_Material provided_
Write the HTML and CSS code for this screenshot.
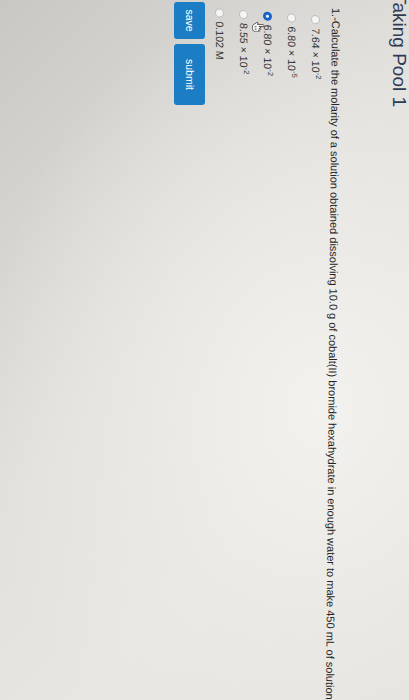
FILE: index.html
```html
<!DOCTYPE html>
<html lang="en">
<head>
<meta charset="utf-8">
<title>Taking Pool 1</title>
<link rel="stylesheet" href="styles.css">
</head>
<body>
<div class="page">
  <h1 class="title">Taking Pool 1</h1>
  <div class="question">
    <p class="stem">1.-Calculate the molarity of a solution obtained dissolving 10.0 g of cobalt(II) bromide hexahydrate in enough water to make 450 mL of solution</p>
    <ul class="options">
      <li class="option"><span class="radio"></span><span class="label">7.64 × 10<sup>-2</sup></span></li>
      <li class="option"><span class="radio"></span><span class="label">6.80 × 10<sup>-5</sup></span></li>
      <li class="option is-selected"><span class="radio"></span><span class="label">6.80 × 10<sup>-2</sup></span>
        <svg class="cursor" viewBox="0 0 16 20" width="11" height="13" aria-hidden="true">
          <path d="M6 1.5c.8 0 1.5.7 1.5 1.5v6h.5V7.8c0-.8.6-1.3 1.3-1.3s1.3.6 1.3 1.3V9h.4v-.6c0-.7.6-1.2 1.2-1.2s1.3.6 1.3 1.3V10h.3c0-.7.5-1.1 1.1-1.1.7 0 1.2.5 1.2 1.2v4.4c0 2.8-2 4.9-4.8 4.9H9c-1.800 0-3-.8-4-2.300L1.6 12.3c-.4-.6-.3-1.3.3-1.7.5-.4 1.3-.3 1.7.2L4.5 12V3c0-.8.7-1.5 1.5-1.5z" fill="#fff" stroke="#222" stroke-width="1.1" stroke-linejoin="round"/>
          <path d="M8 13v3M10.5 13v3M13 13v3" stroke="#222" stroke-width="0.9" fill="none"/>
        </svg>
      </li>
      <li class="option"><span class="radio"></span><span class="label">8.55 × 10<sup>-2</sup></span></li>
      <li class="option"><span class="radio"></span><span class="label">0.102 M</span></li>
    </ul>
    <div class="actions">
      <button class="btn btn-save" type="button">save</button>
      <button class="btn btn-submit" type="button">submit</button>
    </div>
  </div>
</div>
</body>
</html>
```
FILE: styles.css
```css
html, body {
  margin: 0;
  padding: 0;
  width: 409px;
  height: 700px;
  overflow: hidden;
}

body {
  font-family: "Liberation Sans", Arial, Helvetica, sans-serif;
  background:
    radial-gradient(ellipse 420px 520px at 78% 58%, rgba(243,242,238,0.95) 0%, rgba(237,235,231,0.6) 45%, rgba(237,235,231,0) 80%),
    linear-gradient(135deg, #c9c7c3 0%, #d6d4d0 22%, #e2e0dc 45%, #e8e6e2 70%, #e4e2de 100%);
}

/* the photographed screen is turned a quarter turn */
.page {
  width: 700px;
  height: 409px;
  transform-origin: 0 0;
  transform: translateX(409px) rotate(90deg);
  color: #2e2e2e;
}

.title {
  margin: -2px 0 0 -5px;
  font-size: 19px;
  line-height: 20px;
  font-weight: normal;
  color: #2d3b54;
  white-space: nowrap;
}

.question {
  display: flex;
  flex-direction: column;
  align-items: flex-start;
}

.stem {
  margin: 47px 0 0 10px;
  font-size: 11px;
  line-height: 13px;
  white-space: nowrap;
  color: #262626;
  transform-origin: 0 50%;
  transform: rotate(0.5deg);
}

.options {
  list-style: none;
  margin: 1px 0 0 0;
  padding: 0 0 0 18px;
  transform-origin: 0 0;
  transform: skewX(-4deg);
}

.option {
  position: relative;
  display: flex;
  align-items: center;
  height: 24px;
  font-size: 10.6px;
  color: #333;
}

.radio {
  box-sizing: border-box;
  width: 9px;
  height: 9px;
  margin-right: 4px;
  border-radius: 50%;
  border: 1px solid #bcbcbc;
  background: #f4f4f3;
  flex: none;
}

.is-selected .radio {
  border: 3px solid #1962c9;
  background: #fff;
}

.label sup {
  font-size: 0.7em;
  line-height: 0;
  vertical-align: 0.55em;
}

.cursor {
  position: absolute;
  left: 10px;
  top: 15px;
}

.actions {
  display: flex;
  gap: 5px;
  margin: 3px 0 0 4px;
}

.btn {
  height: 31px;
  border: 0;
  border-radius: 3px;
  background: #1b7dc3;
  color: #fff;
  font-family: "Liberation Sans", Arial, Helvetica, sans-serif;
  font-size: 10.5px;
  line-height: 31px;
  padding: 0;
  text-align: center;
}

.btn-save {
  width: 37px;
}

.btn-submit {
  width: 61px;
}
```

_What is asked_
Reproduce the listing above exactly, excluding all pictures.

_Reply_
Write the HTML and CSS code for this screenshot.
FILE: index.html
```html
<!DOCTYPE html>
<html lang="en">
<head>
<meta charset="utf-8">
<title>Taking Pool 1</title>
<link rel="stylesheet" href="styles.css">
</head>
<body>
<div class="page">
  <h1 class="title">Taking Pool 1</h1>
  <div class="question">
    <p class="stem">1.-Calculate the molarity of a solution obtained dissolving 10.0 g of cobalt(II) bromide hexahydrate in enough water to make 450 mL of solution</p>
    <ul class="options">
      <li class="option"><span class="radio"></span><span class="label">7.64 × 10<sup>-2</sup></span></li>
      <li class="option"><span class="radio"></span><span class="label">6.80 × 10<sup>-5</sup></span></li>
      <li class="option is-selected"><span class="radio"></span><span class="label">6.80 × 10<sup>-2</sup></span>
        <svg class="cursor" viewBox="0 0 16 20" width="11" height="13" aria-hidden="true">
          <path d="M6 1.5c.8 0 1.5.7 1.5 1.5v6h.5V7.8c0-.8.6-1.3 1.3-1.3s1.3.6 1.3 1.3V9h.4v-.6c0-.7.6-1.2 1.2-1.2s1.3.6 1.3 1.3V10h.3c0-.7.5-1.1 1.1-1.1.7 0 1.2.5 1.2 1.2v4.4c0 2.8-2 4.9-4.8 4.9H9c-1.800 0-3-.8-4-2.300L1.6 12.3c-.4-.6-.3-1.3.3-1.7.5-.4 1.3-.3 1.7.2L4.5 12V3c0-.8.7-1.5 1.5-1.5z" fill="#fff" stroke="#222" stroke-width="1.1" stroke-linejoin="round"/>
          <path d="M8 13v3M10.5 13v3M13 13v3" stroke="#222" stroke-width="0.9" fill="none"/>
        </svg>
      </li>
      <li class="option"><span class="radio"></span><span class="label">8.55 × 10<sup>-2</sup></span></li>
      <li class="option"><span class="radio"></span><span class="label">0.102 M</span></li>
    </ul>
    <div class="actions">
      <button class="btn btn-save" type="button">save</button>
      <button class="btn btn-submit" type="button">submit</button>
    </div>
  </div>
</div>
</body>
</html>
```
FILE: styles.css
```css
html, body {
  margin: 0;
  padding: 0;
  width: 409px;
  height: 700px;
  overflow: hidden;
}

body {
  font-family: "Liberation Sans", Arial, Helvetica, sans-serif;
  background:
    radial-gradient(ellipse 420px 520px at 78% 58%, rgba(243,242,238,0.95) 0%, rgba(237,235,231,0.6) 45%, rgba(237,235,231,0) 80%),
    linear-gradient(135deg, #c9c7c3 0%, #d6d4d0 22%, #e2e0dc 45%, #e8e6e2 70%, #e4e2de 100%);
}

/* the photographed screen is turned a quarter turn */
.page {
  width: 700px;
  height: 409px;
  transform-origin: 0 0;
  transform: translateX(409px) rotate(90deg);
  color: #2e2e2e;
}

.title {
  margin: -2px 0 0 -5px;
  font-size: 19px;
  line-height: 20px;
  font-weight: normal;
  color: #2d3b54;
  white-space: nowrap;
}

.question {
  display: flex;
  flex-direction: column;
  align-items: flex-start;
}

.stem {
  margin: 47px 0 0 10px;
  font-size: 11px;
  line-height: 13px;
  white-space: nowrap;
  color: #262626;
  transform-origin: 0 50%;
  transform: rotate(0.5deg);
}

.options {
  list-style: none;
  margin: 1px 0 0 0;
  padding: 0 0 0 18px;
  transform-origin: 0 0;
  transform: skewX(-4deg);
}

.option {
  position: relative;
  display: flex;
  align-items: center;
  height: 24px;
  font-size: 10.6px;
  color: #333;
}

.radio {
  box-sizing: border-box;
  width: 9px;
  height: 9px;
  margin-right: 4px;
  border-radius: 50%;
  border: 1px solid #bcbcbc;
  background: #f4f4f3;
  flex: none;
}

.is-selected .radio {
  border: 3px solid #1962c9;
  background: #fff;
}

.label sup {
  font-size: 0.7em;
  line-height: 0;
  vertical-align: 0.55em;
}

.cursor {
  position: absolute;
  left: 10px;
  top: 15px;
}

.actions {
  display: flex;
  gap: 5px;
  margin: 3px 0 0 4px;
}

.btn {
  height: 31px;
  border: 0;
  border-radius: 3px;
  background: #1b7dc3;
  color: #fff;
  font-family: "Liberation Sans", Arial, Helvetica, sans-serif;
  font-size: 10.5px;
  line-height: 31px;
  padding: 0;
  text-align: center;
}

.btn-save {
  width: 37px;
}

.btn-submit {
  width: 61px;
}
```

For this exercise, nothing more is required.